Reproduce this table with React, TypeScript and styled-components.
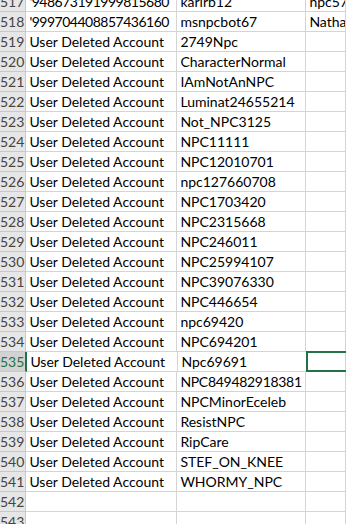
import React from 'react';
import styled, { createGlobalStyle } from 'styled-components';

const GlobalStyle = createGlobalStyle`
  html, body {
    margin: 0;
    padding: 0;
    background: #ffffff;
  }
  body {
    font-family: Lato, "Liberation Sans", Arial, sans-serif;
  }
`;

type RowData = { n: number; a: string; b: string; c?: string };

const rows: RowData[] = [
  { n: 517, a: "'948673191999815680", b: 'karirb12', c: 'npc579' },
  { n: 518, a: "'999704408857436160", b: 'msnpcbot67', c: 'Nathan' },
  { n: 519, a: 'User Deleted Account', b: '2749Npc' },
  { n: 520, a: 'User Deleted Account', b: 'CharacterNormal' },
  { n: 521, a: 'User Deleted Account', b: 'IAmNotAnNPC' },
  { n: 522, a: 'User Deleted Account', b: 'Luminat24655214' },
  { n: 523, a: 'User Deleted Account', b: 'Not_NPC3125' },
  { n: 524, a: 'User Deleted Account', b: 'NPC11111' },
  { n: 525, a: 'User Deleted Account', b: 'NPC12010701' },
  { n: 526, a: 'User Deleted Account', b: 'npc127660708' },
  { n: 527, a: 'User Deleted Account', b: 'NPC1703420' },
  { n: 528, a: 'User Deleted Account', b: 'NPC2315668' },
  { n: 529, a: 'User Deleted Account', b: 'NPC246011' },
  { n: 530, a: 'User Deleted Account', b: 'NPC25994107' },
  { n: 531, a: 'User Deleted Account', b: 'NPC39076330' },
  { n: 532, a: 'User Deleted Account', b: 'NPC446654' },
  { n: 533, a: 'User Deleted Account', b: 'npc69420' },
  { n: 534, a: 'User Deleted Account', b: 'NPC694201' },
  { n: 535, a: 'User Deleted Account', b: 'Npc69691' },
  { n: 536, a: 'User Deleted Account', b: 'NPC849482918381' },
  { n: 537, a: 'User Deleted Account', b: 'NPCMinorEceleb' },
  { n: 538, a: 'User Deleted Account', b: 'ResistNPC' },
  { n: 539, a: 'User Deleted Account', b: 'RipCare' },
  { n: 540, a: 'User Deleted Account', b: 'STEF_ON_KNEE' },
  { n: 541, a: 'User Deleted Account', b: 'WHORMY_NPC' },
  { n: 542, a: '', b: '' },
  { n: 543, a: '', b: '' },
];

const ACTIVE_ROW = 535;

// long digit runs are wider in Lato than in Calibri; squeeze them a little
const squeeze = (s: string) => (/\d{14,}/.test(s) ? 0.5 : /\d{10,}/.test(s) ? 0.3 : 0);

function App() {
  return (
    <>
      <GlobalStyle />
      <Sheet>
        <Grid>
          {rows.map((r) => {
            const active = r.n === ACTIVE_ROW;
            return (
              <Row key={r.n}>
                <RowHeader $selected={active}>{r.n}</RowHeader>
                <Cell $width={151} $squeeze={squeeze(r.a)}>{r.a}</Cell>
                <Cell $width={129} $squeeze={squeeze(r.b)}>{r.b}</Cell>
                <Cell $active={active}>{r.c}</Cell>
              </Row>
            );
          })}
        </Grid>
      </Sheet>
    </>
  );
}

export default App;

const Sheet = styled.div`
  width: 346px;
  height: 524px;
  overflow: hidden;
  background: #ffffff;
`;

const Grid = styled.div`
  display: flex;
  flex-direction: column;
  margin-top: -8px;
`;

const Row = styled.div`
  display: flex;
  flex-direction: row;
  height: 20px;
`;

const RowHeader = styled.div<{ $selected?: boolean }>`
  flex: 0 0 26px;
  box-sizing: border-box;
  height: 20px;
  padding: 0 1px 1px 0;
  display: flex;
  align-items: flex-end;
  justify-content: flex-end;
  font-size: 14px;
  line-height: 17px;
  color: ${(p) => (p.$selected ? '#217346' : '#444444')};
  background: ${(p) => (p.$selected ? '#d2d2d2' : '#e6e6e6')};
  border-bottom: 1px solid #c8c8c8;
  border-right: ${(p) => (p.$selected ? '2px solid #217346' : '1px solid #c8c8c8')};
`;

const Cell = styled.div<{ $width?: number; $active?: boolean; $squeeze?: number }>`
  position: relative;
  box-sizing: border-box;
  height: 20px;
  flex: ${(p) => (p.$width ? `0 0 ${p.$width}px` : '1 1 auto')};
  min-width: 0;
  padding: 0 2px 1px 3px;
  display: flex;
  align-items: flex-end;
  white-space: nowrap;
  overflow: hidden;
  font-size: 14px;
  line-height: 17px;
  letter-spacing: ${(p) => (p.$squeeze ? `-${p.$squeeze}px` : '0')};
  color: #000000;
  border-right: 1px solid #d4d4d4;
  border-bottom: 1px solid #d4d4d4;

  ${(p) =>
    p.$active &&
    `
    overflow: visible;
    &::after {
      content: '';
      position: absolute;
      left: -1px;
      top: -1px;
      right: -3px;
      bottom: -1px;
      border: 2px solid #217346;
    }
  `}
`;
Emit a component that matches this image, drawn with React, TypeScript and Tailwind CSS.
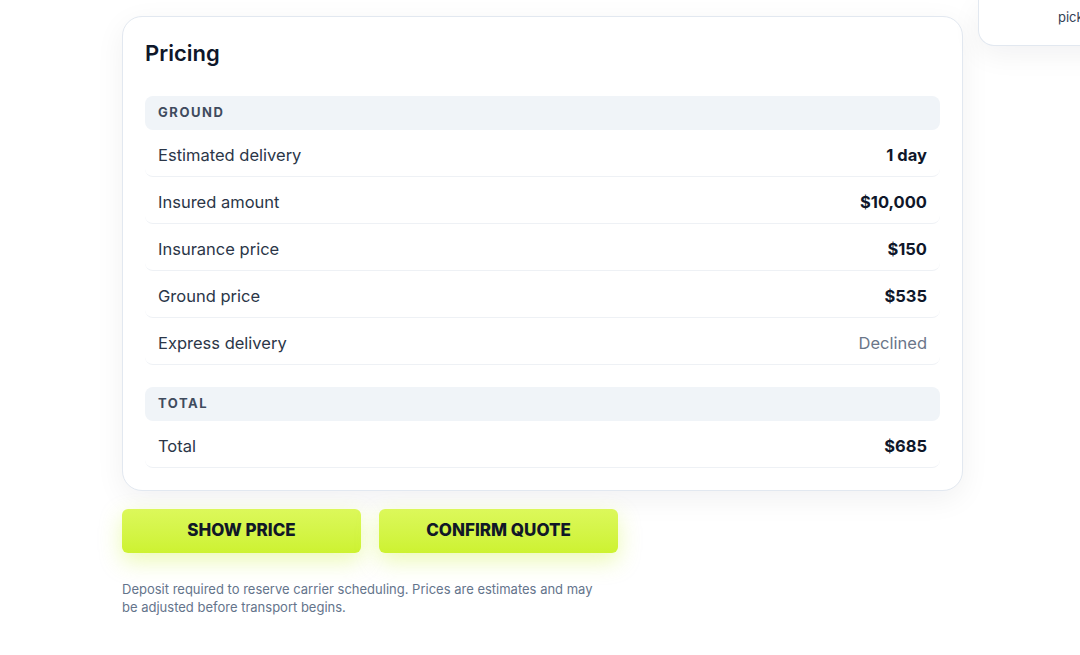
import React from 'react';

type Row = { label: string; value: string; muted?: boolean };

const ground: Row[] = [
  { label: 'Estimated delivery', value: '1 day' },
  { label: 'Insured amount', value: '$10,000' },
  { label: 'Insurance price', value: '$150' },
  { label: 'Ground price', value: '$535' },
  { label: 'Express delivery', value: 'Declined', muted: true },
];

function SectionHeader({ title }: { title: string }) {
  return (
    <div className="h-[34px] flex items-center px-[13px] rounded-lg bg-[#f0f4f8]">
      <span className="text-[13px] font-bold tracking-[0.12em] text-[#3f4b5e]">{title}</span>
    </div>
  );
}

function PriceRow({ row }: { row: Row }) {
  return (
    <div className="h-[47px] flex items-center justify-between px-[13px] pt-[4px] border-b border-[#eef1f5] rounded-lg">
      <span className="text-[16.5px] text-[#2b3648]">{row.label}</span>
      <span
        className={
          row.muted
            ? 'text-[16.5px] text-[#6b7689]'
            : 'text-[16.5px] font-bold text-[#0f172a]'
        }
      >
        {row.value}
      </span>
    </div>
  );
}

export default function App() {
  return (
    <div
      className="w-[1080px] h-[655px] overflow-hidden bg-white flex"
      style={{ fontFamily: 'Inter, "Noto Sans", sans-serif' }}
    >
      <div className="ml-[122px] w-[841px] shrink-0 pt-[16px]">
        <div className="bg-white border border-[#e2e8f0] rounded-[20px] px-[22px] pt-[22px] pb-[22px] shadow-[0_8px_30px_rgba(15,23,42,0.06)]">
          <h2 className="text-[22px] leading-[28px] font-semibold text-[#0f172a] mb-[29px]">Pricing</h2>
          <SectionHeader title="GROUND" />
          {ground.map((r) => (
            <PriceRow key={r.label} row={r} />
          ))}
          <div className="h-[22px]" />
          <SectionHeader title="TOTAL" />
          <PriceRow row={{ label: 'Total', value: '$685' }} />
        </div>

        <div className="flex gap-[18px] mt-[18px]">
          <button className="w-[239px] h-[44px] rounded-md bg-gradient-to-b from-[#dcf85a] to-[#cdf230] text-[17px] font-extrabold text-[#111827] shadow-[0_8px_22px_rgba(200,240,40,0.35)]">
            SHOW PRICE
          </button>
          <button className="w-[239px] h-[44px] rounded-md bg-gradient-to-b from-[#dcf85a] to-[#cdf230] text-[17px] font-extrabold text-[#111827] shadow-[0_8px_22px_rgba(200,240,40,0.35)]">
            CONFIRM QUOTE
          </button>
        </div>

        <p className="mt-[27px] max-w-[480px] text-[13px] leading-[18px] text-[#64748b]">
          Deposit required to reserve carrier scheduling. Prices are estimates and may be adjusted before transport begins.
        </p>
      </div>

      <div className="ml-[15px] w-[300px] shrink-0">
        <div className="h-[46px] bg-white border border-t-0 border-[#e2e8f0] rounded-bl-2xl shadow-[0_8px_30px_rgba(15,23,42,0.06)] pl-[79px] pt-[4px] whitespace-nowrap overflow-hidden">
          <span className="text-[13px] text-[#334155]">pickup date</span>
        </div>
      </div>
    </div>
  );
}
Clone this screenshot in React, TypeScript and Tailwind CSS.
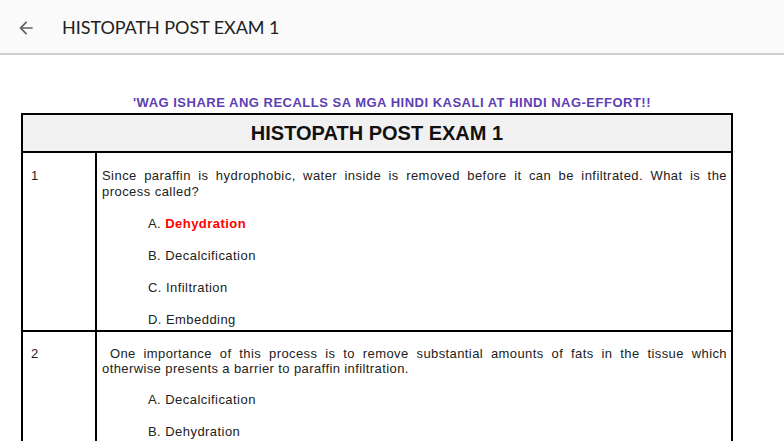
import React from "react";

const Arrow = () => (
  <svg width="20" height="20" viewBox="0 0 24 24" className="text-[#616161]">
    <path d="M20 11H7.83l5.59-5.59L12 4l-8 8 8 8 1.41-1.41L7.83 13H20v-2z" fill="currentColor" />
  </svg>
);

type Q = { n: number; text: string; opts: { l: string; t: string; correct?: boolean }[]; condensed?: boolean };

const qs: Q[] = [
  {
    n: 1,
    text: "Since paraffin is hydrophobic, water inside is removed before it can be infiltrated. What is the process called?",
    opts: [
      { l: "A.", t: "Dehydration", correct: true },
      { l: "B.", t: "Decalcification" },
      { l: "C.", t: "Infiltration" },
      { l: "D.", t: "Embedding" },
    ],
  },
  {
    n: 2,
    text: "\u00a0One importance of this process is to remove substantial amounts of fats in the tissue which otherwise presents a barrier to paraffin infiltration.",
    condensed: true,
    opts: [
      { l: "A.", t: "Decalcification" },
      { l: "B.", t: "Dehydration" },
      { l: "C.", t: "Infiltration" },
      { l: "D.", t: "Embedding" },
    ],
  },
];

export default function App() {
  return (
    <div className="w-[784px] h-[441px] overflow-hidden bg-white" style={{ fontFamily: '"Liberation Sans", Arial, sans-serif' }}>
      <div className="h-[55px] bg-[#fafafa] border-b-2 border-[#cdcdcd] flex items-center">
        <div className="w-[62px] flex items-center pl-[16px] pt-[2px]">
          <Arrow />
        </div>
        <div className="text-[18px] text-[#212121] tracking-[-0.05px] pt-[1px]" style={{ fontFamily: 'Lato, "Noto Sans", sans-serif' }}>
          HISTOPATH POST EXAM 1
        </div>
      </div>
      <div className="pt-[40px]">
        <div className="w-full text-center text-[13px] font-bold text-[#5c3fb5] leading-[16px] tracking-[0.5px] mb-[2px]">
          'WAG ISHARE ANG RECALLS SA MGA HINDI KASALI AT HINDI NAG-EFFORT!!
        </div>
        <div className="ml-[21px] w-[712px] border-2 border-black">
          <div className="h-[38px] bg-[#f1f1f1] border-b-2 border-black flex items-center justify-center text-[20px] font-bold text-[#111]">
            HISTOPATH POST EXAM 1
          </div>
          {qs.map((q, i) => (
            <div key={q.n} className={`grid grid-cols-[74px_1fr] ${i > 0 ? "border-t-2 border-black" : ""}`}>
              <div className={`border-r-2 border-black pl-[8px] text-[13px] leading-[16px] text-[#222] ${q.condensed ? "pt-[14px]" : "pt-[15px]"}`}>{q.n}</div>
              <div className={`pl-[5px] pr-[4px] pb-[2px] text-[#222] ${q.condensed ? "pt-[14px]" : "pt-[15px]"}`}>
                <p className={q.condensed ? "text-justify text-[13px] leading-[15px] tracking-[0.4px]" : "text-justify text-[13px] leading-[16px] tracking-[0.45px]"}>
                  {q.text}
                </p>
                {q.opts.map((o) => (
                  <p key={o.l} className="pl-[46px] text-[13px] leading-[16px] tracking-[0.45px] mt-[16px]">
                    {o.l}{" "}
                    {o.correct ? <span className="font-bold text-[#ff0000]">{o.t}</span> : o.t}
                  </p>
                ))}
              </div>
            </div>
          ))}
        </div>
      </div>
    </div>
  );
}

====================

## TASK DESCRIPTION:
Look over the listing. Pull out every line with the string "React" in it.

## SOLUTION:
Reproduce this table with React, TypeScript and styled-components.
import React from 'react';
Emit a component that matches this image, drawn with React, TypeScript and Tailwind CSS.
import React from 'react';
Clone this screenshot in React, TypeScript and Tailwind CSS.
import React from "react";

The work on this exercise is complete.